Transmitting single photons between molecules for quantum communication

March 12, 2012

Illustration of photon transmission between molecules (credit: Robert Lettow)

Scientists at the ETH Zurich and the Max Planck Institute for the Science of Light have used two molecules as antennas and transmitted signals in the form of single photons from one to the other.

A transmission via individual photons would be ideal for various applications in quantum communication — in quantum cryptography or in a quantum computer, for example.

Individual particles of light are the means of choice to transmit quantum bits (qubits). In quantum cryptography, single photons are already being used as information carriers which cannot be intercepted without this being noticed — in banking data exchange, for example.

A single photon is almost as invisible to a molecule as it is to the human eye. So until now, physicists trapped atoms or molecules between two tiny mirrors, between which the single light particles were reflected innumerable times. This method significantly increases the probability that the atom notices the photon. To do this without mirrors and thus bring about a direct interaction between a photon and a molecule, Vahid Sandoghdar and his team of physicists had to use a few experimental tricks.

First, the researchers embedded dibenzanthanthrene (DBATT) dye molecules into layers of other organic molecules. They then positioned two such layers doped with dye molecules a few meters apart and linked them with a fibre-optic cable.

The next step was to select one molecule suitable for communication from each of the two layers. “This means that the transmitting molecule has to emit photons of exactly the same color as the receiving molecule can absorb,” explains Professor Stephan Götzinger, the University of Erlangen.

They also reduced collisions by cooling the samples down to minus 272 degrees Celsius, i.e. almost to absolute zero.

They then converted one of the two molecules into a source of single photons by irradiating it with a laser. The molecular antenna now transmitted a stream of single photons. The scientists focused this stream of photons with a very good lens and guided it through the glass fiber. The weak flashes of light subsequently passed through a lens again at the other end.

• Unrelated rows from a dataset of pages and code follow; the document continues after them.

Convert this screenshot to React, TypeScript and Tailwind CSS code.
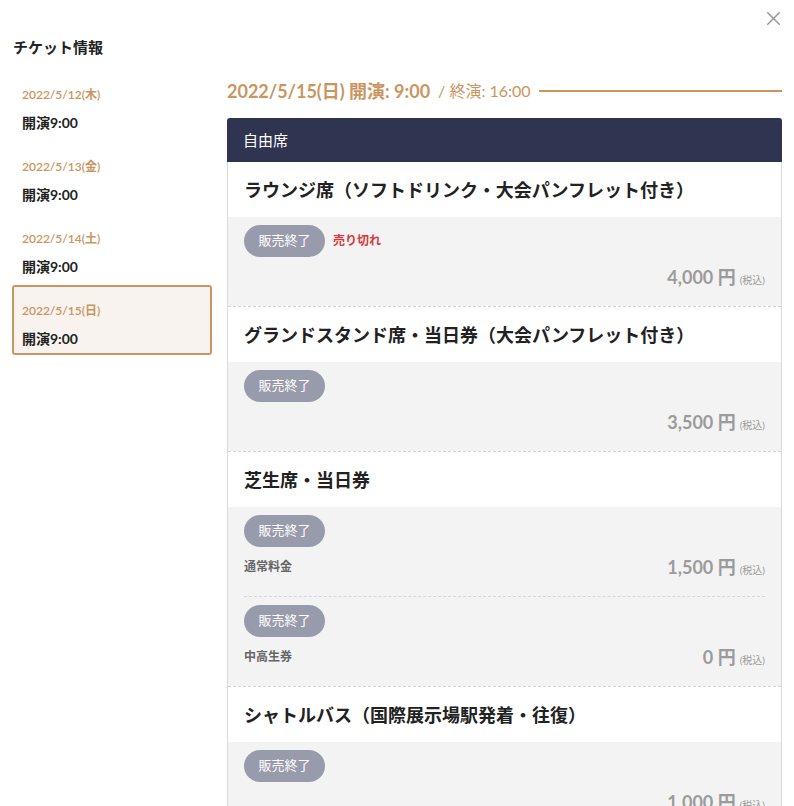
import React, { useState } from "react"
import { X } from "lucide-react"

type Tier = { label?: string; price: string; soldOut?: boolean }
type Ticket = { name: string; tiers: Tier[] }

const dates = [
  { date: "2022/5/12(木)", open: "開演9:00" },
  { date: "2022/5/13(金)", open: "開演9:00" },
  { date: "2022/5/14(土)", open: "開演9:00" },
  { date: "2022/5/15(日)", open: "開演9:00" },
]

const tickets: Ticket[] = [
  {
    name: "ラウンジ席（ソフトドリンク・大会パンフレット付き）",
    tiers: [{ price: "4,000", soldOut: true }],
  },
  {
    name: "グランドスタンド席・当日券（大会パンフレット付き）",
    tiers: [{ price: "3,500" }],
  },
  {
    name: "芝生席・当日券",
    tiers: [
      { label: "通常料金", price: "1,500" },
      { label: "中高生券", price: "0" },
    ],
  },
  {
    name: "シャトルバス（国際展示場駅発着・往復）",
    tiers: [{ price: "1,000" }],
  },
]

function TierRow({ tier, last }: { tier: Tier; last: boolean }) {
  return (
    <div
      className={`pt-2 pb-[17px] ${last ? "" : "border-b border-dashed border-[#d6d6d6]"}`}
    >
      <div className="flex items-center gap-2">
        <span className="inline-flex h-8 w-[81px] items-center justify-center rounded-full bg-[#989bab] text-[13px] text-white">
          販売終了
        </span>
        {tier.soldOut && (
          <span className="text-[12px] font-bold text-[#d9393e]">売り切れ</span>
        )}
      </div>
      <div className="mt-2 flex h-6 items-center justify-between">
        <span className="text-[12px] font-semibold text-[#666]">{tier.label}</span>
        <span className="flex items-baseline text-[#9b9b9b]">
          <span className="text-[18px] font-bold">{tier.price} 円</span>
          <span className="ml-1 text-[10px]">(税込)</span>
        </span>
      </div>
    </div>
  )
}

export default function App() {
  const [active, setActive] = useState(3)

  return (
    <div
      className="relative h-[806px] overflow-hidden bg-white px-3 text-[#222]"
      style={{ fontFamily: "Lato, 'Noto Sans CJK JP', sans-serif" }}
    >
      <button className="absolute right-[9px] top-[7px] text-[#9a9a9a]">
        <X size={23} strokeWidth={1.6} />
      </button>

      <div className="flex gap-[15px]">
        {/* Date list */}
        <div className="w-[200px] shrink-0">
          <h2 className="mt-[36px] pl-[1px] text-[15px] font-bold leading-[22px]">
            チケット情報
          </h2>
          <div className="mt-[11px] flex flex-col gap-[2px]">
            {dates.map((d, i) => (
              <button
                key={d.date}
                onClick={() => setActive(i)}
                className={`h-[70px] rounded-[3px] border-2 pl-2 pt-[10px] text-left ${
                  i === active ? "border-[#cd955c] bg-[#f8f3ee]" : "border-transparent"
                }`}
              >
                <div className="text-[12px] font-semibold leading-[20px] text-[#c99560]">
                  {d.date}
                </div>
                <div className="mt-[8px] text-[14px] font-bold leading-[20px]">
                  {d.open}
                </div>
              </button>
            ))}
          </div>
        </div>

        {/* Ticket list */}
        <div className="min-w-0 flex-1 pt-[79px]">
          <div className="mb-[15px] flex h-6 items-center text-[#c99560]">
            <span className="text-[18px] font-bold">2022/5/15(日) 開演: 9:00</span>
            <span className="ml-2 text-[16px]">/ 終演: 16:00</span>
            <span className="ml-2 h-[2px] flex-1 bg-[#cd955c]" />
          </div>

          <div className="flex h-11 items-center rounded-t-[3px] bg-[#2f3551] px-4 text-[15px] text-white">
            自由席
          </div>
          <div className="border-x border-[#d9dbe2]">
            {tickets.map((t) => (
              <div key={t.name} className="border-b border-dashed border-[#d6d6d6]">
                <div className="bg-white px-4 pt-[17px] pb-[15px] text-[18px] font-bold leading-[23px]">
                  {t.name}
                </div>
                <div className="bg-[#f3f3f3] px-4">
                  {t.tiers.map((tier, i) => (
                    <TierRow key={i} tier={tier} last={i === t.tiers.length - 1} />
                  ))}
                </div>
              </div>
            ))}
          </div>
        </div>
      </div>
    </div>
  )
}
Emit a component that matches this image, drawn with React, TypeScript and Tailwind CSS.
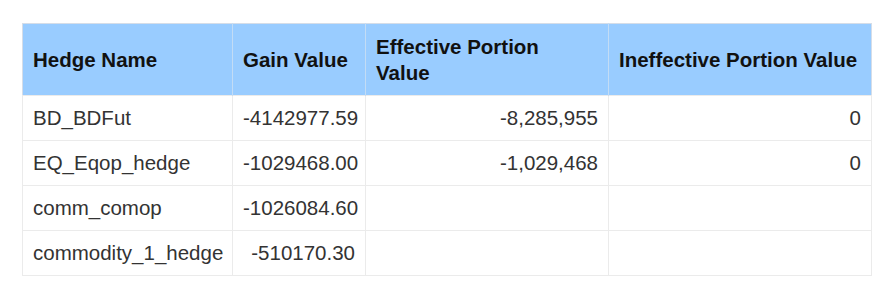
import React from 'react';

interface Row {
  name: string;
  gain: string;
  effective: string;
  ineffective: string;
}

const rows: Row[] = [
  { name: 'BD_BDFut', gain: '-4142977.59', effective: '-8,285,955', ineffective: '0' },
  { name: 'EQ_Eqop_hedge', gain: '-1029468.00', effective: '-1,029,468', ineffective: '0' },
  { name: 'comm_comop', gain: '-1026084.60', effective: '', ineffective: '' },
  { name: 'commodity_1_hedge', gain: '-510170.30', effective: '', ineffective: '' },
];

const App: React.FC = () => {
  return (
    <div className="w-[891px] h-[284px] bg-white pt-[23px] pl-[22px] font-['Liberation_Sans',Arial,sans-serif]">
      <table className="w-[849px] table-fixed border-collapse border border-[#d5dde8] text-[20.5px] leading-[26px]">
        <colgroup>
          <col className="w-[210px]" />
          <col className="w-[133px]" />
          <col className="w-[243px]" />
          <col className="w-[263px]" />
        </colgroup>
        <thead>
          <tr className="h-[72px] bg-[#99ccff] text-[#111] font-bold">
            <th className="px-[10px] text-left align-middle border-r border-[#c3dcf5]">Hedge Name</th>
            <th className="px-[10px] text-left align-middle border-r border-[#c3dcf5]">Gain Value</th>
            <th className="px-[10px] text-left align-middle border-r border-[#c3dcf5]">Effective Portion Value</th>
            <th className="px-[10px] text-left align-middle whitespace-nowrap">Ineffective Portion Value</th>
          </tr>
        </thead>
        <tbody className="text-[#333]">
          {rows.map((r) => (
            <tr key={r.name} className="h-[45px]">
              <td className="px-[10px] border border-[#ebebeb] whitespace-nowrap">{r.name}</td>
              <td className="px-[10px] border border-[#ebebeb] text-right">{r.gain}</td>
              <td className="px-[10px] border border-[#ebebeb] text-right">{r.effective}</td>
              <td className="px-[10px] border border-[#ebebeb] text-right">{r.ineffective}</td>
            </tr>
          ))}
        </tbody>
      </table>
    </div>
  );
};

export default App;
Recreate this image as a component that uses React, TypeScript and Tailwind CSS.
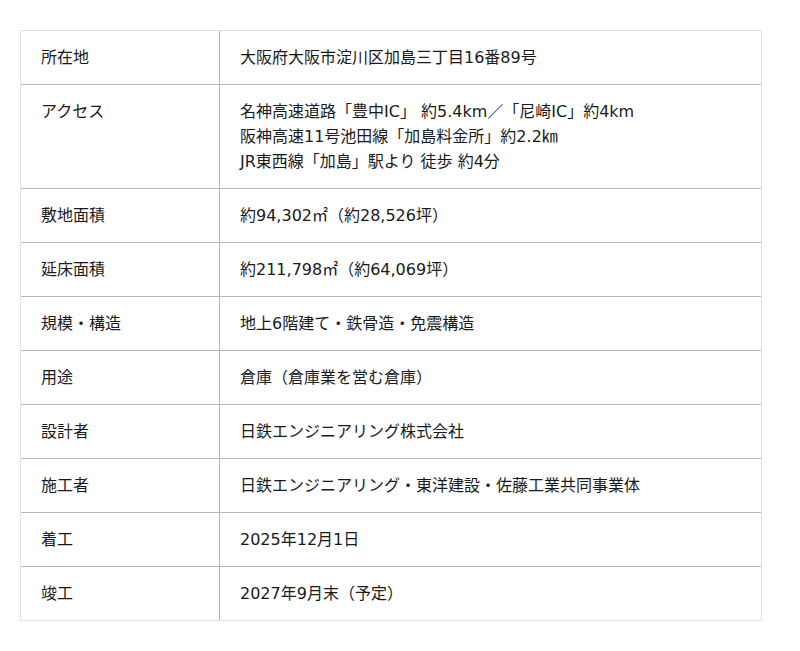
import React from "react";

const rows: [string, string[]][] = [
  ["所在地", ["大阪府大阪市淀川区加島三丁目16番89号"]],
  [
    "アクセス",
    [
      "名神高速道路「豊中IC」 約5.4km／「尼崎IC」約4km",
      "阪神高速11号池田線「加島料金所」約2.2㎞",
      "JR東西線「加島」駅より 徒歩 約4分",
    ],
  ],
  ["敷地面積", ["約94,302㎡（約28,526坪）"]],
  ["延床面積", ["約211,798㎡（約64,069坪）"]],
  ["規模・構造", ["地上6階建て・鉄骨造・免震構造"]],
  ["用途", ["倉庫（倉庫業を営む倉庫）"]],
  ["設計者", ["日鉄エンジニアリング株式会社"]],
  ["施工者", ["日鉄エンジニアリング・東洋建設・佐藤工業共同事業体"]],
  ["着工", ["2025年12月1日"]],
  ["竣工", ["2027年9月末（予定）"]],
];

export default function App() {
  return (
    <div
      className="w-[800px] h-[651px] bg-white pt-[30px] pl-[20px] text-[#1a1a1a] text-[16px]"
      style={{ fontFamily: '"DejaVu Sans", "Noto Sans CJK JP", sans-serif' }}
    >
      <div className="w-[742px] border border-[#e2e2e2]">
        {rows.map(([label, vals], i) => (
          <div
            key={label}
            className={`flex ${i > 0 ? "border-t border-[#b8b8b8]" : ""}`}
          >
            <div className="w-[199px] shrink-0 border-r border-[#b8b8b8] pl-[20px] py-[14px] leading-[25px]">
              {label}
            </div>
            <div className="flex-1 pl-[20px] py-[14px] leading-[25px]">
              {vals.map((v) => (
                <div key={v}>{v}</div>
              ))}
            </div>
          </div>
        ))}
      </div>
    </div>
  );
}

The receiver molecule scatters three percent of the photons transmitted in the quantum communication. The scattering process delays the wave train of the light. This delay can be used as information. “This could be very useful for processing quantum information,” says Sandoghdar.

His team would like to turn the one-way radio communication into a real exchange. “We want to bounce a photon to and fro several times between two molecules,” he explains. This would interlink the properties of the molecules and the exchanged photons very firmly: they would be entangled.

Such entangled systems are useful for data exchange in the quantum computer or via quantum encrypted connections, because every partner in the entangled system contains information about the other partners.